Non-leakage designs use separate tube bundles with an intermediate heat-transfer fluid circulating between them. Untreated gas heats the fluid on one side, and the fluid warms the treated gas on the other. Because the two gas streams are physically separated by a closed loop, no cross-contamination occurs. Non-leakage systems are considered more advanced and can achieve lower dust and sulfur oxide emissions at the stack.
Performance and Efficiency
Engineers measure gas-gas heater performance as a ratio of heat transferred to the energy needed to push gas through the system (the pumping power). Pressure drop, the resistance the gas encounters flowing through the heater, is the main efficiency penalty. Higher pressure drop means fans work harder, consuming more electricity.
Optimization studies published in the journal Energies found that redesigning the heating elements in a GGH could reduce pressure drop by about 10% on the untreated gas side and 6% on the treated side. Those changes improved overall system performance by roughly 7.7%. In absolute terms, the untreated side saw pressure drop fall from 220 pascals to 198, while the treated side dropped from 357 to 335 pascals. Temperature changes across each side remained nearly the same, meaning the system moved almost identical heat with less fan energy.
Corrosion and Material Challenges
Dew point corrosion is the leading cause of gas-gas heater failures. When sulfur dioxide, sulfur trioxide, and hydrogen chloride in flue gas combine with condensed water, they form sulfuric acid and hydrochloric acid on metal surfaces. Carbon steel, alloy steel, and stainless steel are all vulnerable. Failures tend to cluster in specific cold spots: the heater tubes themselves, connecting ductwork, and lower sections of the stack where temperatures dip lowest.
Investigations into early heater pipe failures have traced the root cause to a combination of operating at temperatures too close to the acid dew point, frequent shutdowns that allow condensation during cooldown, and steel compositions that lack sufficient corrosion-resistant elements.
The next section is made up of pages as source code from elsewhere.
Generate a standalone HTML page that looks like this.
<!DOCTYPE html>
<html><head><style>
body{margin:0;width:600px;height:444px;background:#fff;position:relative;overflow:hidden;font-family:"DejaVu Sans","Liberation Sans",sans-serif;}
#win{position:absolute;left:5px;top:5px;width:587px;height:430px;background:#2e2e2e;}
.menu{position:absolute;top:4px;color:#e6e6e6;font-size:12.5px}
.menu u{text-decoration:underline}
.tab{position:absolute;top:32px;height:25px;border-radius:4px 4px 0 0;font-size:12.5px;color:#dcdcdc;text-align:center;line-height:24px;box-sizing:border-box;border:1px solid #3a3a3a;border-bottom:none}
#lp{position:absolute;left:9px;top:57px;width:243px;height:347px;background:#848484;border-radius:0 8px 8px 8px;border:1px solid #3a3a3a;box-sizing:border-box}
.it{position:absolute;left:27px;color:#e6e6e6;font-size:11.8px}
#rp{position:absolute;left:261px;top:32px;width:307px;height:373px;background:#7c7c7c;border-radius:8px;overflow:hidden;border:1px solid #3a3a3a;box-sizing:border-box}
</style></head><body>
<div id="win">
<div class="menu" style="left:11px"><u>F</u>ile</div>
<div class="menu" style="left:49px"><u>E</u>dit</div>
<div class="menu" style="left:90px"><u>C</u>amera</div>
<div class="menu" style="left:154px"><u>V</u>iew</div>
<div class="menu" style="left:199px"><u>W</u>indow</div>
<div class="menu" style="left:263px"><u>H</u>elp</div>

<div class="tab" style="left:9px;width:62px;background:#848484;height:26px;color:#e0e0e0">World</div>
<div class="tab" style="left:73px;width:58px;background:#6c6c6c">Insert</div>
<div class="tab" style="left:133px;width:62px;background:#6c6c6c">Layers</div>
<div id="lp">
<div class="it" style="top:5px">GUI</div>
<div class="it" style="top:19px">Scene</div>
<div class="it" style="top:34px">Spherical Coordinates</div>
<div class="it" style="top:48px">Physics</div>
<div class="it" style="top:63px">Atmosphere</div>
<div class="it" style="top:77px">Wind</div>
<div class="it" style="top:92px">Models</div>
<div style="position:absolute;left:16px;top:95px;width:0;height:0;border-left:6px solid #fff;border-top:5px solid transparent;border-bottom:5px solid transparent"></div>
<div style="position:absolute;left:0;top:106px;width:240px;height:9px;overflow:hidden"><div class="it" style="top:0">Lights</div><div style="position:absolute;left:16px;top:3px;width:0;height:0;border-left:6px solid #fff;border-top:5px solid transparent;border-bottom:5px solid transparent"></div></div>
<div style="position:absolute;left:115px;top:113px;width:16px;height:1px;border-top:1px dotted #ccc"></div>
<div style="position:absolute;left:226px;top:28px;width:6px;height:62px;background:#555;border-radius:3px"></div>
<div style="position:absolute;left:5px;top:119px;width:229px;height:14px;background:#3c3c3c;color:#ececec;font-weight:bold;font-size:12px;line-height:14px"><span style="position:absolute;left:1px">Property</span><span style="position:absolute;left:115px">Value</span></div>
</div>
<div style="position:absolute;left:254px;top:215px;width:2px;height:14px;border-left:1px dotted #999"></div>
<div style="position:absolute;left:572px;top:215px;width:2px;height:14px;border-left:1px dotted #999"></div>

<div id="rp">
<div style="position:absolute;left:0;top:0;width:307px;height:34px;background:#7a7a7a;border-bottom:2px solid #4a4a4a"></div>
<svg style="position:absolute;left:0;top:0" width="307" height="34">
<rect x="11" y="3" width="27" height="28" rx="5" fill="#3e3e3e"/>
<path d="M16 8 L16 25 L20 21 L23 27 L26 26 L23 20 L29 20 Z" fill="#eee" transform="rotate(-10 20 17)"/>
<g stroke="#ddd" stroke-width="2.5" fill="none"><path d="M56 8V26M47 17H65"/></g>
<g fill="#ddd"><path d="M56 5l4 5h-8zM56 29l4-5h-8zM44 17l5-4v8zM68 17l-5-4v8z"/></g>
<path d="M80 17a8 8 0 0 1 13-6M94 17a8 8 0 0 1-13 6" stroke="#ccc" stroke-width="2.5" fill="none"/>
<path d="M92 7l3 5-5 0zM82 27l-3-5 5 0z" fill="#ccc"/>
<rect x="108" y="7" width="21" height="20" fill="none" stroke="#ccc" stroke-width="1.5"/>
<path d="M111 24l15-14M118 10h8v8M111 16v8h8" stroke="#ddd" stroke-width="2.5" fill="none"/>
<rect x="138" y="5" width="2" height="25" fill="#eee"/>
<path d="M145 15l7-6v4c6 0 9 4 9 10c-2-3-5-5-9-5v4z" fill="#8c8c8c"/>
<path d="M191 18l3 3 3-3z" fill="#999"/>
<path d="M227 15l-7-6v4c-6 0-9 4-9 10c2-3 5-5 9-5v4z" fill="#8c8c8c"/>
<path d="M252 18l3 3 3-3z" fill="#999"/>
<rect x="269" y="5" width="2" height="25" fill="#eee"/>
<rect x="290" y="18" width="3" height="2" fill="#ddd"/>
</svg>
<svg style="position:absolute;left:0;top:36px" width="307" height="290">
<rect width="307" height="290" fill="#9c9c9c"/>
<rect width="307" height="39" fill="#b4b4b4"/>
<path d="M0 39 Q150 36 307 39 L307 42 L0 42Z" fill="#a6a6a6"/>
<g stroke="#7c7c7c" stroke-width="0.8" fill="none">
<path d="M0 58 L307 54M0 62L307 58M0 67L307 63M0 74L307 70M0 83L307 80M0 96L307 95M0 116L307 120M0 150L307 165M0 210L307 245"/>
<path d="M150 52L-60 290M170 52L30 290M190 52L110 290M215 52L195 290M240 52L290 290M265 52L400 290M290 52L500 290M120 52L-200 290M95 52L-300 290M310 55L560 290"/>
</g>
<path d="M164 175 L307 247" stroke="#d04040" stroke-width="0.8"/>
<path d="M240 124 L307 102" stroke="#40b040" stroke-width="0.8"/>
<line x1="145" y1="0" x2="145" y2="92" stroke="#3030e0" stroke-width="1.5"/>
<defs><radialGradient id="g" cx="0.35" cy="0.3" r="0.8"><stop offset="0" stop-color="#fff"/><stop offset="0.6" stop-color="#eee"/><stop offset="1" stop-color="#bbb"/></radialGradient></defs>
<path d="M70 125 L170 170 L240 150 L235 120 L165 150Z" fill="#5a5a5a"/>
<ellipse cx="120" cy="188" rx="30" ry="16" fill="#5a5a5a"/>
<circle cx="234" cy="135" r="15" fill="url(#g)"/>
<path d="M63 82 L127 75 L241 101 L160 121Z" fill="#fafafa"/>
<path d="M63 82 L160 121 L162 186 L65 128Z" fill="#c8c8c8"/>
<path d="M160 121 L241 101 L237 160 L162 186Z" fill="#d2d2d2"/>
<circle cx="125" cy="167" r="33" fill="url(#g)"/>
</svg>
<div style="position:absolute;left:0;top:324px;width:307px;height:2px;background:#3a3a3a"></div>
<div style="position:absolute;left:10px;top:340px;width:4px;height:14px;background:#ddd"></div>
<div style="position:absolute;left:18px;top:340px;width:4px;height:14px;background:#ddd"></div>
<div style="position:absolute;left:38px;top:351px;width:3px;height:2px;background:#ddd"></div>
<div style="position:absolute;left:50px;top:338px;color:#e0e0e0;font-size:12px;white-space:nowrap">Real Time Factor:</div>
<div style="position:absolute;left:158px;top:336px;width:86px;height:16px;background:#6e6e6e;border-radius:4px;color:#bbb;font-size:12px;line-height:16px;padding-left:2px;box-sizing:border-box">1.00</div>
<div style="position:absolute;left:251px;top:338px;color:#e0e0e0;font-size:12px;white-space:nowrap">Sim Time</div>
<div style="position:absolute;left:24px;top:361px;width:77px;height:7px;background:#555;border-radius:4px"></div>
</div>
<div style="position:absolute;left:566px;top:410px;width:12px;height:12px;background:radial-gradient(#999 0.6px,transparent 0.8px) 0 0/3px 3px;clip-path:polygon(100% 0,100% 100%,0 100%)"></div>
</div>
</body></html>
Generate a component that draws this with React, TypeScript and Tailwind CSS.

Adding copper, silicon, nickel, chromium, and molybdenum to the steel at the upper end of their allowable ranges meaningfully improves resistance. For example, specifying 0.4% copper, 0.4% nickel, and 0.4% chromium in the steel order can extend tube life substantially compared to steel at the low end of the same specification.
Some operators also apply enamel or glass-lined coatings to heat exchanger surfaces to create a barrier against acid attack, particularly in the coldest zones where condensation is unavoidable during startup and shutdown cycles.
Where Gas-on-Gas Heating Is Used
The dominant application is in coal-fired power plants with wet flue gas desulfurization systems. Nearly every wet scrubber installation requires some form of gas reheating, and gas-on-gas systems are the most energy-efficient option because they recycle heat already present in the flue gas rather than burning additional fuel.
The same principle appears in other industrial settings. Any process that combusts fuel and produces hot exhaust can benefit from preheating incoming combustion air with outgoing exhaust. This reduces the amount of fuel needed to reach operating temperature. Microchannel heat exchangers, a compact variation, have been used in fuel reforming systems where hot combustion gas preheats and vaporizes fuel with very low pressure drop, enabling rapid startup.
In all these cases, the core concept is the same: two gas streams at different temperatures exchange heat through a shared surface, capturing energy that would otherwise be wasted up the stack.